One of the most interesting parts is a general comment on Catalan wine under the name L’ull de l’ocell, the bird’s eye; the guide authors, Silvia Naranjo and Jordi Alcover, discuss the main risks and opportunities in a very open and constructive way; alas, it is in Catalan (or Spanish), as the rest of the guide.

What about the ratings? Although some complain that in several cases the lesser wines of some wineries get more points than their older and supposedly better siblings, I tend to consider that as part of the error inherent to the blind tasting processes and the comparatively short track record of the tasting panels as a team, although I would advise the user to be aware of this fact.
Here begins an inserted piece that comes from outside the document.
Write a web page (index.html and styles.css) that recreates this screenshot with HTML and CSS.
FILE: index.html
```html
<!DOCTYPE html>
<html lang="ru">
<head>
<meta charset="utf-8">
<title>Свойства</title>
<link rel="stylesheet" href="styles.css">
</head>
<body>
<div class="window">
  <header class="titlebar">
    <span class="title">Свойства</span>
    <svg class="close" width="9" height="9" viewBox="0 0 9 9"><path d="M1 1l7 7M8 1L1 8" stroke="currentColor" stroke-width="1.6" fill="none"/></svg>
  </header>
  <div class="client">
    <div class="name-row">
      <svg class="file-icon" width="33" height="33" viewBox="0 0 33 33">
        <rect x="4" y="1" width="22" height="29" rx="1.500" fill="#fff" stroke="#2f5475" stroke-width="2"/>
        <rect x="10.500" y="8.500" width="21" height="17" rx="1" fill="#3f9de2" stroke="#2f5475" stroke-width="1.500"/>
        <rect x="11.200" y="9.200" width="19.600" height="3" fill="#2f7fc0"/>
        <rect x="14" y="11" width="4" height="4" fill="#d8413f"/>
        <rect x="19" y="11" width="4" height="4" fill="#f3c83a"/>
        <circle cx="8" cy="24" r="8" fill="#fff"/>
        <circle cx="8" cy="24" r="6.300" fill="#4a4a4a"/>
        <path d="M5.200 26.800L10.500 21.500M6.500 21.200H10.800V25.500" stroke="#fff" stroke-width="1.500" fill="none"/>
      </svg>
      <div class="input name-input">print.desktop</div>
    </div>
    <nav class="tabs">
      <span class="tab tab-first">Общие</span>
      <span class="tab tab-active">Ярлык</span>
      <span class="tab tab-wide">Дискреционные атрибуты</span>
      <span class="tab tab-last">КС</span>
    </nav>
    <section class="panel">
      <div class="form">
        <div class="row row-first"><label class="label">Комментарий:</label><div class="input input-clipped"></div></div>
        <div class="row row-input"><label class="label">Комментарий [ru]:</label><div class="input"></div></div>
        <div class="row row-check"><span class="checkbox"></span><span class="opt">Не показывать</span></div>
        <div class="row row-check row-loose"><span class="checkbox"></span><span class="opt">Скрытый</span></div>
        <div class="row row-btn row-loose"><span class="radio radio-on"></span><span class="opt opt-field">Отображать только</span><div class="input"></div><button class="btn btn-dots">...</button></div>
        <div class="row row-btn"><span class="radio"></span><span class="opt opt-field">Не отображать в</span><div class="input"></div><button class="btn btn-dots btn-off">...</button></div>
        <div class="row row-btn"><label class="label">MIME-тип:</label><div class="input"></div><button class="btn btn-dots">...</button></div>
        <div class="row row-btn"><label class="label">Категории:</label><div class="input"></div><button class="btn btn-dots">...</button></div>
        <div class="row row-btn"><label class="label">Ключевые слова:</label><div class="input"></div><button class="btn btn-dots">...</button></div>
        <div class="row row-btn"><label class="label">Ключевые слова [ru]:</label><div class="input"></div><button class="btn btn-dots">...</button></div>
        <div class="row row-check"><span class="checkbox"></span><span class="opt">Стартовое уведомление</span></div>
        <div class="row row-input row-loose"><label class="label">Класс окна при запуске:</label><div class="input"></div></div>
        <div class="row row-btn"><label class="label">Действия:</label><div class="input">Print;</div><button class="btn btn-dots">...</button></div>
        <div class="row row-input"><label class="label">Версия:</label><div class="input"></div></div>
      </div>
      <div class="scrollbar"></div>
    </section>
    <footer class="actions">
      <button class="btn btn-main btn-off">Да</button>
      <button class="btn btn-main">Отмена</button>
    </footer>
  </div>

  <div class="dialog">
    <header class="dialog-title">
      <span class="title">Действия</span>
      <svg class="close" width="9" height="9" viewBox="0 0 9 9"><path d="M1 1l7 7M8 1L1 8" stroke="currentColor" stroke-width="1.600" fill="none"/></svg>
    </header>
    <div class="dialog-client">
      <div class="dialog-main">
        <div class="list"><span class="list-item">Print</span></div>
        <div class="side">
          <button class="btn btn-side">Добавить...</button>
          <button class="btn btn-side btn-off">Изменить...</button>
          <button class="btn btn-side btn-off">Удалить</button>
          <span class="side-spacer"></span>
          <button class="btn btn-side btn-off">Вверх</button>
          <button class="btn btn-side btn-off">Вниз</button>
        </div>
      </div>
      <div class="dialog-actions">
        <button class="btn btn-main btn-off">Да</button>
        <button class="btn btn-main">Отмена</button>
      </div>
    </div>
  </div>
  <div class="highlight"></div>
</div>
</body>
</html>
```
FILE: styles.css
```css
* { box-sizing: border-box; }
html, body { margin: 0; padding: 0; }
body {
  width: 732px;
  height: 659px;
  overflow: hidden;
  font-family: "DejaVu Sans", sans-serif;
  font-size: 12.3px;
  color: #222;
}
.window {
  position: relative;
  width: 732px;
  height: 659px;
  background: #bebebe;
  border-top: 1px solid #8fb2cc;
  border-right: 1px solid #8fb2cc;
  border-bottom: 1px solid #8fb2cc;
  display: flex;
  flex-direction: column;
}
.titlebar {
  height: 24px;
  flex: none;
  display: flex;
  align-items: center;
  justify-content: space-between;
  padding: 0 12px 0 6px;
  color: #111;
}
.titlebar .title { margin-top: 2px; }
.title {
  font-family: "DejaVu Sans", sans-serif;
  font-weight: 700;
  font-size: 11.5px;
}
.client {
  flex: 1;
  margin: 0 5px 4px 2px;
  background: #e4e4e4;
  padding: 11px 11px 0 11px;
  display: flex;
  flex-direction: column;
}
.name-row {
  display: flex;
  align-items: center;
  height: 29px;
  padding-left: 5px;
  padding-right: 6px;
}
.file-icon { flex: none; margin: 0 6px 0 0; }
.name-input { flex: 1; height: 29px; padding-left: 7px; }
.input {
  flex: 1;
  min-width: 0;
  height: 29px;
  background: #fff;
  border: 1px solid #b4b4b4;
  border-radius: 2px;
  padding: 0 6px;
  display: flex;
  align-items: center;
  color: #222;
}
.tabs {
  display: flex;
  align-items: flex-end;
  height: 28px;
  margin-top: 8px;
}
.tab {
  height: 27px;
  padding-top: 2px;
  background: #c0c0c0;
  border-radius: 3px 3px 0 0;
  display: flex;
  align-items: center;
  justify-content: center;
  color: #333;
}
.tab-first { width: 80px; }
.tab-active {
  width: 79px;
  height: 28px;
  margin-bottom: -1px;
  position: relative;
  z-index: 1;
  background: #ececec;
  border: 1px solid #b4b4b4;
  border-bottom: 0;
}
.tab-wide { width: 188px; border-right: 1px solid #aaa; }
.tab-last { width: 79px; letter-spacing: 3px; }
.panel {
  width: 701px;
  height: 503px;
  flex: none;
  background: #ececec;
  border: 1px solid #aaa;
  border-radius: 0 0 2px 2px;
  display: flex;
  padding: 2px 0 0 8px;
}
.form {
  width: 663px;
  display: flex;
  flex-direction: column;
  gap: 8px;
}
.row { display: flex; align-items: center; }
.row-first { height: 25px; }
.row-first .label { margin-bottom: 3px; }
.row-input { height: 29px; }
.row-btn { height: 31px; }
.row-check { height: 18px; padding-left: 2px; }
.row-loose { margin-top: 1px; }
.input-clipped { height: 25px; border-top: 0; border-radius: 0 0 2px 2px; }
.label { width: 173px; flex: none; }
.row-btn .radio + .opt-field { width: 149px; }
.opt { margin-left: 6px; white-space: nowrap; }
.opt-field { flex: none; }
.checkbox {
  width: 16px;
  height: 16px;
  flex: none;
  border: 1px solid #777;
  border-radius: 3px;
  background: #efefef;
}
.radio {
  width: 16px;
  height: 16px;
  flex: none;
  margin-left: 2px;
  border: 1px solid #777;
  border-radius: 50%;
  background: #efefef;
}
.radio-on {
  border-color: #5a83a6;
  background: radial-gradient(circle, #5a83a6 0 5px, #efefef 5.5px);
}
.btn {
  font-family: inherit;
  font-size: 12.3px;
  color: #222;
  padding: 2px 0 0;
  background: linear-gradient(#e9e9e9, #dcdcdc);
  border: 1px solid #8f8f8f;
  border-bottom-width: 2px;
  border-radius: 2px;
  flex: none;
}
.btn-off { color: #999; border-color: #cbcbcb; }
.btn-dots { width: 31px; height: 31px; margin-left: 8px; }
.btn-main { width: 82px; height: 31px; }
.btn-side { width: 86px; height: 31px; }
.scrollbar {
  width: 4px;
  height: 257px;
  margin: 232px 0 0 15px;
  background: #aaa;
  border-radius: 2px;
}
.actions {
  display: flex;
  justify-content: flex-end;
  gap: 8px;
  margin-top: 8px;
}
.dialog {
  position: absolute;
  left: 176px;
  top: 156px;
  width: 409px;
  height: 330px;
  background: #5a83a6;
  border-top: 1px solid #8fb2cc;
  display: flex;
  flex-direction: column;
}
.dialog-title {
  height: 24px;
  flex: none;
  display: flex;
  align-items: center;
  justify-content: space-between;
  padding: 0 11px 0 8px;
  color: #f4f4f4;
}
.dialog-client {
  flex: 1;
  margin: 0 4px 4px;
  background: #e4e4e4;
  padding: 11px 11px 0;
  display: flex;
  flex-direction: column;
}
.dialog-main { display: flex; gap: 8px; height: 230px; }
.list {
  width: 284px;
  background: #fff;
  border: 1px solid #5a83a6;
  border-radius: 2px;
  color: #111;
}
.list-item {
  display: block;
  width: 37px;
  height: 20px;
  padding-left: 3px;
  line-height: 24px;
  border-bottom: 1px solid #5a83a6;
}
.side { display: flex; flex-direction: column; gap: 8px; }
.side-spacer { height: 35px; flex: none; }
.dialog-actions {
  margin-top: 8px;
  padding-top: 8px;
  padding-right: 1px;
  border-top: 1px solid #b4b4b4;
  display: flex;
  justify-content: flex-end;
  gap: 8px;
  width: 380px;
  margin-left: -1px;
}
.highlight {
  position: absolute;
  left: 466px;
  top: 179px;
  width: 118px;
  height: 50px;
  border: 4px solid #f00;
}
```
My main concern about this guide is that the rating rules are not published anywhere I can see, and sometimes it appears as if price and grapes used influence the ratings. As explained above, I need to know the rules and the standard against which wines are rated to get full benefits from a wine guide.

All in all, the GCW gives a fair and quite comprehensive view of Catalan wines, and can be an excellent introduction tool. Let us see, in some months’ time, how the ratings compare with those of the Wine Advocate.
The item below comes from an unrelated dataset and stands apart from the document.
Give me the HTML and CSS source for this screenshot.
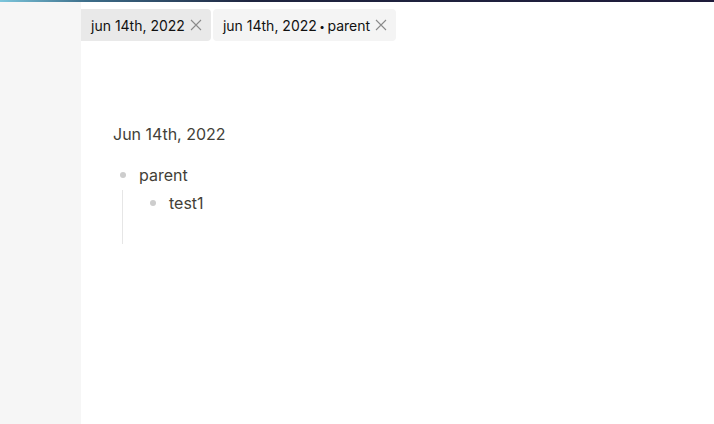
FILE: index.html
```html
<!DOCTYPE html>
<html>
<head>
<meta charset="utf-8">
<link rel="stylesheet" href="styles.css">
</head>
<body>
<div class="topline"></div>
<div class="app">
  <aside class="sidebar"></aside>
  <main class="main">
    <div class="tabs">
      <div class="tab tab-active">
        <span class="tab-label">jun 14th, 2022</span>
        <svg class="close" width="12" height="12" viewBox="0 0 12 12"><path d="M1 1L11 11M11 1L1 11" stroke="#8a8a8a" stroke-width="1.1" fill="none"/></svg>
      </div>
      <div class="tab">
        <span class="tab-label">jun 14th, 2022<span class="dot">•</span>parent</span>
        <svg class="close" width="12" height="12" viewBox="0 0 12 12"><path d="M1 1L11 11M11 1L1 11" stroke="#8a8a8a" stroke-width="1.1" fill="none"/></svg>
      </div>
    </div>
    <div class="page">
      <h1 class="title">Jun 14th, 2022</h1>
      <div class="block">
        <div class="row">
          <span class="bullet"></span><span class="text">parent</span>
        </div>
        <div class="children">
          <div class="block">
            <div class="row">
              <span class="bullet"></span><span class="text">test1</span>
            </div>
          </div>
        </div>
      </div>
    </div>
  </main>
</div>
</body>
</html>
```
FILE: styles.css
```css
html, body {
  margin: 0;
  padding: 0;
  height: 100%;
  background: #ffffff;
  font-family: Inter, "Noto Sans", sans-serif;
}
.topline {
  height: 2px;
  background: linear-gradient(to right, #7cc6dc 0%, #3d6e8a 12%, #1f2540 35%, #1e1b3a 100%);
}
.app {
  display: flex;
  height: calc(100% - 2px);
}
.sidebar {
  width: 81px;
  flex: none;
  background: #f6f6f6;
}
.main {
  flex: 1;
  display: flex;
  flex-direction: column;
}
.tabs {
  display: flex;
  gap: 2px;
  padding-top: 7px;
}
.tab {
  display: flex;
  align-items: center;
  gap: 5px;
  height: 32px;
  padding: 0 9px 0 10px;
  box-sizing: border-box;
  background: #f4f4f4;
  border-radius: 4px;
  color: #111;
  font-size: 14px;
}
.tab-active {
  background: #e9e9e9;
  border-radius: 0 4px 4px 0;
}
.dot {
  font-size: 10px;
  margin: 0 2.5px;
  position: relative;
  top: -1px;
}
.close {
  display: block;
}
.page {
  padding: 82px 0 0 32px;
}
.title {
  margin: 0;
  font-size: 16px;
  font-weight: 400;
  color: #433f38;
  line-height: 22px;
}
.page > .block {
  margin-top: 17px;
  margin-left: 3px;
}
.row {
  display: flex;
  align-items: center;
  height: 26px;
}
.bullet {
  width: 6px;
  height: 6px;
  border-radius: 50%;
  background: #cdcdcd;
  margin: 0 13px 0 4px;
  flex: none;
}
.text {
  font-size: 16px;
  color: #433f38;
}
.children {
  margin-left: 6px;
  border-left: 1px solid #e6e6e6;
  padding-left: 23px;
  padding-bottom: 28px;
  margin-top: 3px;
}
.children .row {
  margin-top: -1px;
}
```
DO Costers del Segre: continental wines

Costers del Segre is a rather geographically disperse DO with different zones that have three main things in common: its location on the basin of the Segre river (Costers del Segre may be translated as Banks of the Segre river): the soils, largely calcareous and with a healthy dose of sand; and the comparatively greater distance from the sea, offering better conditions for cold climate varieties. This is the more “Continental” of the Catalan DOs.

There are seven sub zones (see map) that show some difference in terms of height and climate. Raimat and Segriá are the ones with more continental climate, with extreme differences of temperature between day and night and foggy winters. Les Garrigues, Valls del Riu Corb and Urgell  are drier and sunnier, more adequate for strong red wine but with a winery with excellent whites: L'Olivera. Artesa de Segre and Pallars Jussà are starting to climb the slopes of the Pyrenean foothills, with colder and longer winters; excellent conditions for some Central European grape varieties.
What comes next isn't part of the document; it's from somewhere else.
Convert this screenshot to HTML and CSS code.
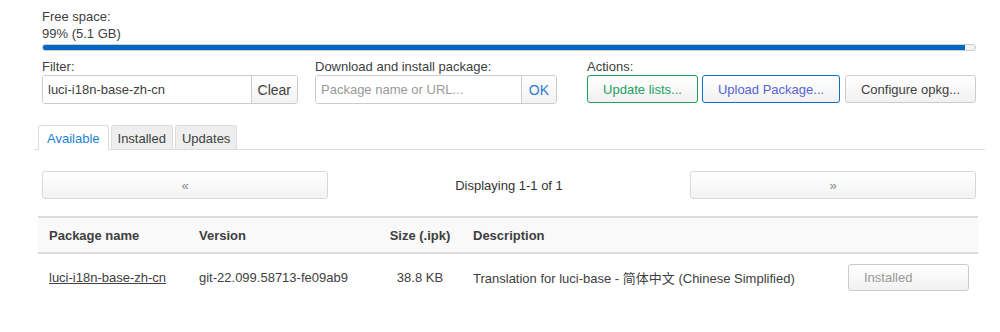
FILE: index.html
```html
<!DOCTYPE html>
<html lang="en">
<head>
  <meta charset="UTF-8" />
  <title>Software - LuCI</title>
  <link rel="stylesheet" href="styles.css">
</head>
<body>
  <div class="page">
    <div class="free-space">
      <div>Free space:</div>
      <div>99% (5.1 GB)</div>
    </div>
    <div class="progress"><div class="progress-fill" style="width: 98.9%"></div></div>

    <div class="controls">
      <div class="control filter">
        <label>Filter:</label>
        <div class="input-group">
          <input type="text" value="luci-i18n-base-zh-cn" />
          <button class="addon">Clear</button>
        </div>
      </div>
      <div class="control download">
        <label>Download and install package:</label>
        <div class="input-group">
          <input type="text" placeholder="Package name or URL..." />
          <button class="addon ok">OK</button>
        </div>
      </div>
      <div class="control actions">
        <label>Actions:</label>
        <div class="btn-row">
          <button class="btn btn-green">Update lists...</button>
          <button class="btn btn-blue">Upload Package...</button>
          <button class="btn">Configure opkg...</button>
        </div>
      </div>
    </div>

    <ul class="tabs">
      <li class="tab active">Available</li>
      <li class="tab">Installed</li>
      <li class="tab">Updates</li>
    </ul>

    <div class="pager">
      <button class="pager-btn">&laquo;</button>
      <div class="pager-info">Displaying 1-1 of 1</div>
      <button class="pager-btn">&raquo;</button>
    </div>

    <table class="packages">
      <colgroup>
        <col class="c-name" />
        <col class="c-version" />
        <col class="c-size" />
        <col class="c-desc" />
        <col class="c-action" />
      </colgroup>
      <thead>
        <tr>
          <th>Package name</th>
          <th>Version</th>
          <th class="center">Size (.ipk)</th>
          <th>Description</th>
          <th></th>
        </tr>
      </thead>
      <tbody>
        <tr>
          <td><a href="#">luci-i18n-base-zh-cn</a></td>
          <td>git-22.099.58713-fe09ab9</td>
          <td class="center">38.8 KB</td>
          <td>Translation for luci-base - 简体中文 (Chinese Simplified)</td>
          <td><button class="btn installed" disabled>Installed</button></td>
        </tr>
      </tbody>
    </table>
  </div>
</body>
</html>
```

FILE: styles.css
```css
body {
  margin: 0;
  font-family: 'Liberation Sans', Arial, 'Noto Sans CJK SC', sans-serif;
  font-size: 13px;
  color: #404040;
  background: #fff;
}
.page {
  padding: 8px 24px 0 42px;
}
.free-space {
  line-height: 17px;
}
.progress {
  margin-top: 2px;
  height: 5px;
  border: 1px solid #ccc;
  border-radius: 3px;
  background: #f3f3f3;
  overflow: hidden;
}
.progress-fill {
  height: 100%;
  background: #0069c6;
}
.controls {
  display: flex;
  margin-top: 7px;
}
.control label {
  display: block;
  line-height: 17px;
  margin-bottom: 0;
}
.filter {
  width: 256px;
  margin-right: 17px;
}
.download {
  width: 242px;
  margin-right: 30px;
}
.input-group {
  display: flex;
  height: 29px;
  border: 1px solid #ccc;
  border-radius: 3px;
  box-sizing: border-box;
  overflow: hidden;
}
.input-group input {
  flex: 1;
  min-width: 0;
  border: none;
  padding: 0 5px;
  font: inherit;
  font-size: 13px;
  color: #404040;
  outline: none;
}
.input-group input::placeholder {
  color: #999;
}
.addon {
  border: none;
  border-left: 1px solid #ccc;
  background: linear-gradient(#fff, #f2f2f2);
  font: inherit;
  font-size: 14px;
  color: #404040;
  padding: 0 6px;
}
.addon.ok {
  color: #2d7bd0;
  padding: 0 7px;
}
.btn-row {
  display: flex;
  gap: 4px;
}
.btn {
  height: 28px;
  box-sizing: border-box;
  border: 1px solid #ccc;
  border-radius: 3px;
  background: linear-gradient(#fff, #f1f1f1);
  font: inherit;
  color: #404040;
  padding: 0 14px;
}
.btn-green {
  width: 111px;
  border-color: #1aa25b;
  color: #22a060;
}
.btn-blue {
  width: 138px;
  border-color: #0a6ed1;
  color: #5763cf;
  margin-right: 1px;
}
.btn-row .btn:last-child {
  width: 131px;
}
.tabs {
  list-style: none;
  margin: 21px -9px 0 -8px;
  padding: 0 0 0 4px;
  display: flex;
  gap: 2px;
  border-bottom: 1px solid #ddd;
  height: 24px;
}
.tab {
  height: 24px;
  box-sizing: border-box;
  padding: 4px 6px 0;
  border: 1px solid #ddd;
  border-bottom: none;
  border-radius: 3px 3px 0 0;
  background: #eee;
  color: #404040;
  line-height: 17px;
}
.tab.active {
  background: #fff;
  color: #1e7fd2;
  height: 25px;
  padding: 4px 8px 0;
}
.pager {
  display: flex;
  align-items: center;
  margin-top: 21px;
}
.pager-btn {
  width: 286px;
  height: 28px;
  border: 1px solid #d8d8d8;
  border-radius: 3px;
  background: linear-gradient(#fff, #f3f3f3);
  font: inherit;
  color: #888;
}
.pager-info {
  flex: 1;
  text-align: center;
  color: #333;
}
.packages {
  margin: 17px 0 0 -4px;
  width: 940px;
  border-collapse: collapse;
  table-layout: fixed;
}
.c-name { width: 150px; }
.c-version { width: 190px; }
.c-size { width: 84px; }
.c-desc { width: 374px; }
.packages th {
  background: #f9f9f9;
  border-top: 2px solid #ddd;
  border-bottom: 2px solid #ddd;
  text-align: left;
  font-weight: bold;
  height: 34px;
  padding: 0 11px;
  color: #404040;
}
.packages td {
  height: 46px;
  padding: 0 11px;
  white-space: nowrap;
}
.packages .center {
  text-align: center;
}
.packages a {
  color: #404040;
}
.installed {
  width: 121px;
  height: 27px;
  color: #999;
  text-align: left;
  padding-left: 15px;
  margin-left: 1px;
}
```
The short-term history of Costers del Segre is chiefly determined by Raimat, a very large winery owned by the Raventos family of Codorniu fame that invested heavily in the lands and winery a century ago. Still now, Raimat is the largest operation by far, focused on high volume production, with mechanized processes like grape harvest. Another historic player is Castell del Remei, a winery built at the end of the 19th century in the style of a French Chateau and one of the pioneers in the introduction of foreign grape varieties. The rest of the DO’s wineries are generally smaller.

Costers del Segre is one of the Catalan DOs with a lower proportion of local grape varieties in its wines. Allowed whites are Macabeu, Xarel.lo, Parellada, Chardonnay, Riesling, Garnatxa blanca, Gewürztraminer, Malvasia, Moscatell d’Alexandria, small berry Moscatell, and Albariño. Allowed reds are Garnatxa negra, Carinyena or Samsó, Ull de Llebre, Merlot, Cabernet Sauvignon, Monastrell, Syrah, Trepat, and Pinot Noir.

With this range there is production of white and red wine mainly. A few rosé and sweet wines and a quality sparkling with second fermentation in the bottle with features and quality comparable to Cava. Raimat produces mainly monovarietals, while the other wineries tend to favour coupages, especially in the reds.

My personal choice of wineries: 
  • Castell del Remei 
  • Castell d’Encus 
  • Cérvoles Celler 
  • Celler Cercavins 
  • L’Olivera 
  • Tomàs Cusiné 
  • Vall de Baldomar 
  • Vinya l’Hereu de Seró
Some excellent wines are to be found in Costers del Segre, especially among the smaller wineries (Raimat aims more to the middle segment). The main issue for me has to do with personality. There is potential to produce great wines, but they lack personality: with their international grape assortments it is difficult to taste one of them and identify it as a Catalan wine, let alone a Costers del Segre, and that is for me the true test for the great wine zones.